The tray the motherboard is mounted on should be grounded, and motherboard screw holes that have a silver coloured ground pad round them should be screwed down to a metal standoff pillar so those screws should be grounded. However paint is an insulator so it is likely your PSU doesn't ground properly to the case. Fortunately the 0V wiring coming from the PSU and going to the motherboard and drives is normally internally grounded in the PSU and that will be grounding your motherboard. Check continuity between the PSU screw you tested to earlier, and a black wire on a spare drive power connector (old style connector not SATA power connector) to confirm that.
Fixing your PC's internal chassis grounding problems could be quite tedious. It will probably involve a lot of work scraping away tiny circles of paint under screw heads, and/or fitting serrated washers under the screw heads.
I wouldn't trust there not to be a potential difference between two outlet grounds unless they are on the same faceplate or power strip. However ESD grounding almost invariably has high value series resistors, and potential differences in grounding systems are typically very small, so with no low impedance path between the two grounding plugs other than the ground wiring in the wall, there are no significant risks to you or to equipment. Before putting multiple grounding plugs into service, plug them in and check the resistance between their ESD grounding connectors is double that between a single plug's ESD grounding connector and its ground pin. If there is no resistance between the connector and the pin you *MUST* use ESD leads with a built-in safety resistor.
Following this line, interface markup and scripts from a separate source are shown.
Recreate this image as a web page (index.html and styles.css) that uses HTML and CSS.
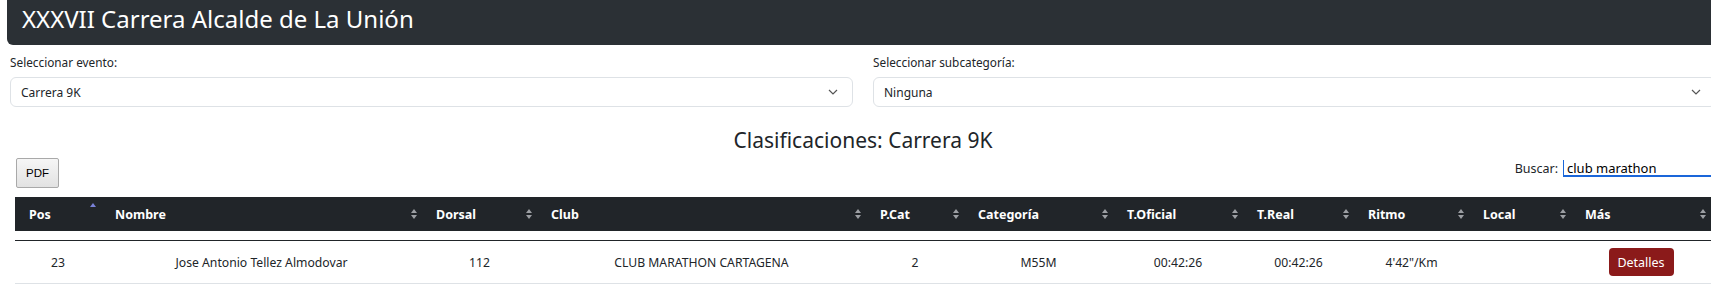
FILE: index.html
```html
<!DOCTYPE html>
<html lang="es">

<head>
    <meta charset="UTF-8">
    <meta name="viewport" content="width=device-width, initial-scale=1.0">
    <title>Clasificaciones</title>
    <link rel="stylesheet" href="styles.css">
</head>

<body>
    <div class="page">
        <header class="topbar">
            <h1>XXXVII Carrera Alcalde de La Unión</h1>
        </header>

        <div class="filters">
            <div class="field">
                <label>Seleccionar evento:</label>
                <div class="select">
                    <span>Carrera 9K</span>
                    <svg width="10" height="6" viewBox="0 0 10 6"><path d="M1 1l4 4 4-4" fill="none" stroke="#555" stroke-width="1.2"/></svg>
                </div>
            </div>
            <div class="field">
                <label>Seleccionar subcategoría:</label>
                <div class="select">
                    <span>Ninguna</span>
                    <svg width="10" height="6" viewBox="0 0 10 6"><path d="M1 1l4 4 4-4" fill="none" stroke="#555" stroke-width="1.2"/></svg>
                </div>
            </div>
        </div>

        <h2 class="results-title">Clasificaciones: Carrera 9K</h2>

        <div class="toolbar">
            <button class="btn-pdf">PDF</button>
            <label class="search">Buscar: <input type="search" value="club marathon"></label>
        </div>

        <div class="results">
            <table class="head-table">
                <colgroup>
                    <col style="width:86px"><col style="width:321px"><col style="width:115px"><col style="width:329px">
                    <col style="width:98px"><col style="width:149px"><col style="width:130px"><col style="width:111px">
                    <col style="width:115px"><col style="width:102px"><col style="width:140px">
                </colgroup>
                <thead>
                    <tr>
                        <th><div class="sort">Pos<svg class="arrows active" width="6" height="10" viewBox="0 0 6 10"><path d="M0 4L3 0L6 4Z"/></svg></div></th>
                        <th><div class="sort">Nombre<svg class="arrows" width="6" height="10" viewBox="0 0 6 10"><path d="M0 4L3 0L6 4Z"/><path d="M0 6L3 10L6 6Z"/></svg></div></th>
                        <th><div class="sort">Dorsal<svg class="arrows" width="6" height="10" viewBox="0 0 6 10"><path d="M0 4L3 0L6 4Z"/><path d="M0 6L3 10L6 6Z"/></svg></div></th>
                        <th><div class="sort">Club<svg class="arrows" width="6" height="10" viewBox="0 0 6 10"><path d="M0 4L3 0L6 4Z"/><path d="M0 6L3 10L6 6Z"/></svg></div></th>
                        <th><div class="sort">P.Cat<svg class="arrows" width="6" height="10" viewBox="0 0 6 10"><path d="M0 4L3 0L6 4Z"/><path d="M0 6L3 10L6 6Z"/></svg></div></th>
                        <th><div class="sort">Categoría<svg class="arrows" width="6" height="10" viewBox="0 0 6 10"><path d="M0 4L3 0L6 4Z"/><path d="M0 6L3 10L6 6Z"/></svg></div></th>
                        <th><div class="sort">T.Oficial<svg class="arrows" width="6" height="10" viewBox="0 0 6 10"><path d="M0 4L3 0L6 4Z"/><path d="M0 6L3 10L6 6Z"/></svg></div></th>
                        <th><div class="sort">T.Real<svg class="arrows" width="6" height="10" viewBox="0 0 6 10"><path d="M0 4L3 0L6 4Z"/><path d="M0 6L3 10L6 6Z"/></svg></div></th>
                        <th><div class="sort">Ritmo<svg class="arrows" width="6" height="10" viewBox="0 0 6 10"><path d="M0 4L3 0L6 4Z"/><path d="M0 6L3 10L6 6Z"/></svg></div></th>
                        <th><div class="sort">Local<svg class="arrows" width="6" height="10" viewBox="0 0 6 10"><path d="M0 4L3 0L6 4Z"/><path d="M0 6L3 10L6 6Z"/></svg></div></th>
                        <th><div class="sort">Más<svg class="arrows" width="6" height="10" viewBox="0 0 6 10"><path d="M0 4L3 0L6 4Z"/><path d="M0 6L3 10L6 6Z"/></svg></div></th>
                    </tr>
                </thead>
            </table>

            <table class="body-table">
                <colgroup>
                    <col style="width:86px"><col style="width:321px"><col style="width:115px"><col style="width:329px">
                    <col style="width:98px"><col style="width:149px"><col style="width:130px"><col style="width:111px">
                    <col style="width:115px"><col style="width:102px"><col style="width:140px">
                </colgroup>
                <tbody>
                    <tr>
                        <td>23</td>
                        <td>Jose Antonio Tellez Almodovar</td>
                        <td>112</td>
                        <td>CLUB MARATHON CARTAGENA</td>
                        <td>2</td>
                        <td>M55M</td>
                        <td>00:42:26</td>
                        <td>00:42:26</td>
                        <td>4'42"/Km</td>
                        <td></td>
                        <td><button class="btn-details">Detalles</button></td>
                    </tr>
                </tbody>
            </table>
        </div>
    </div>
</body>

</html>
```

FILE: styles.css
```css
body {
    margin: 0;
    font-family: "Noto Sans", "Open Sans", sans-serif;
    color: #212529;
    background: #fff;
    overflow: hidden;
}

.page {
    width: 1716px;
}

.topbar {
    margin-left: 7px;
    height: 45px;
    background-color: #2b3035;
    border-radius: 0 0 0 6px;
    padding-left: 15px;
}

.topbar h1 {
    margin: 0;
    font-size: 24px;
    font-weight: 400;
    line-height: 37px;
    color: #fff;
}

.filters {
    display: grid;
    grid-template-columns: 843px 843px;
    column-gap: 20px;
    padding-left: 10px;
    margin-top: 8px;
}

.field label {
    display: block;
    font-size: 11.8px;
    line-height: 18px;
    margin-bottom: 6px;
}

.select {
    display: flex;
    justify-content: space-between;
    align-items: center;
    height: 28px;
    padding: 0 14px 0 10px;
    border: 1px solid #dee2e6;
    border-radius: 6px;
    font-size: 12px;
}

.results-title {
    margin: 19px 0 0 10px;
    font-size: 21px;
    font-weight: 400;
    line-height: 28px;
    text-align: center;
}

.toolbar {
    display: flex;
    justify-content: space-between;
    align-items: flex-start;
    width: 1695px;
    margin: 4px 0 0 16px;
}

.btn-pdf {
    width: 43px;
    height: 30px;
    padding: 0;
    border: 1px solid #a9a9a9;
    border-radius: 2px;
    background: linear-gradient(#f6f6f6, #e2e2e2);
    font-family: "Liberation Sans", Arial, sans-serif;
    font-size: 11.5px;
    color: #000;
}

.search {
    display: flex;
    align-items: center;
    gap: 5px;
    margin-top: 2px;
    font-size: 12.5px;
}

.search input {
    width: 148px;
    height: 17px;
    padding: 0 0 0 3px;
    border: none;
    border-left: 1px solid #1a66d9;
    border-bottom: 2px solid #1a66d9;
    outline: none;
    font-family: "Noto Sans", sans-serif;
    font-size: 13px;
    color: #000;
}

.results {
    margin: 9px 0 0 15px;
}

table {
    width: 1696px;
    table-layout: fixed;
    border-collapse: collapse;
}

.head-table th {
    height: 34px;
    padding: 0 5px 0 14px;
    background-color: #212529;
    color: #fff;
    font-size: 12.5px;
    font-weight: 700;
    text-align: left;
}

.sort {
    display: flex;
    justify-content: space-between;
    align-items: center;
}

.arrows {
    fill: #9c9fa3;
}

.arrows.active {
    fill: #7a82d8;
    align-self: flex-start;
    margin-top: -3px;
}

.body-table {
    margin-top: 9px;
    border-top: 1px solid #212529;
}

.body-table td {
    height: 42px;
    padding: 0 8px;
    border-bottom: 1px solid #dee2e6;
    font-size: 12.2px;
    text-align: center;
}

.btn-details {
    width: 65px;
    height: 28px;
    border: none;
    border-radius: 4px;
    background-color: #8b1a1a;
    color: #fff;
    font-family: "Noto Sans", sans-serif;
    font-size: 12.5px;
}
```
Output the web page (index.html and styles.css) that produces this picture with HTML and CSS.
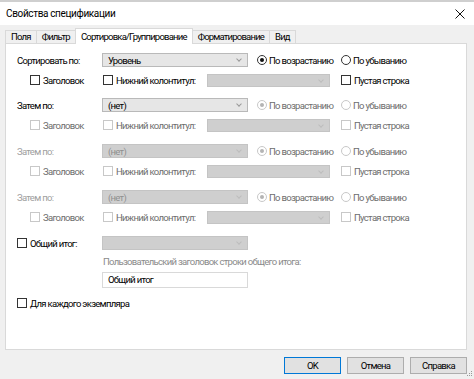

Whether or not your outlets are grounded at all or to the same ground can only be definitely resolved by resistance measurements with the breaker(s) in the panel feeding them off, between them, and a ground point in the panel and a temporary test ground rod. Doing such tests properly requires a good working knowledge of your electrical regulations (US National Electrical Code), and specialised test equipment which is why calling a qualified electrician is recommended if you don't have previous experience and training in performing NEC compliant electrical work. A rough check can be made with an ordinary multimeter, but if there is a pre-existing fault, dangerous voltages may be present on supposed grounds so be careful and test for voltage difference before doing any resistance checks. A socket tester is useful as a quick and cheap check that anyone can make that shows you if Line, Neutral and Ground are present at a socket and wired to the correct pins, but it wont find connections that have a higher than normal resistance e.g. due to a loose terminal screw, wirenut or backstab connector + oxidisation on the wire end.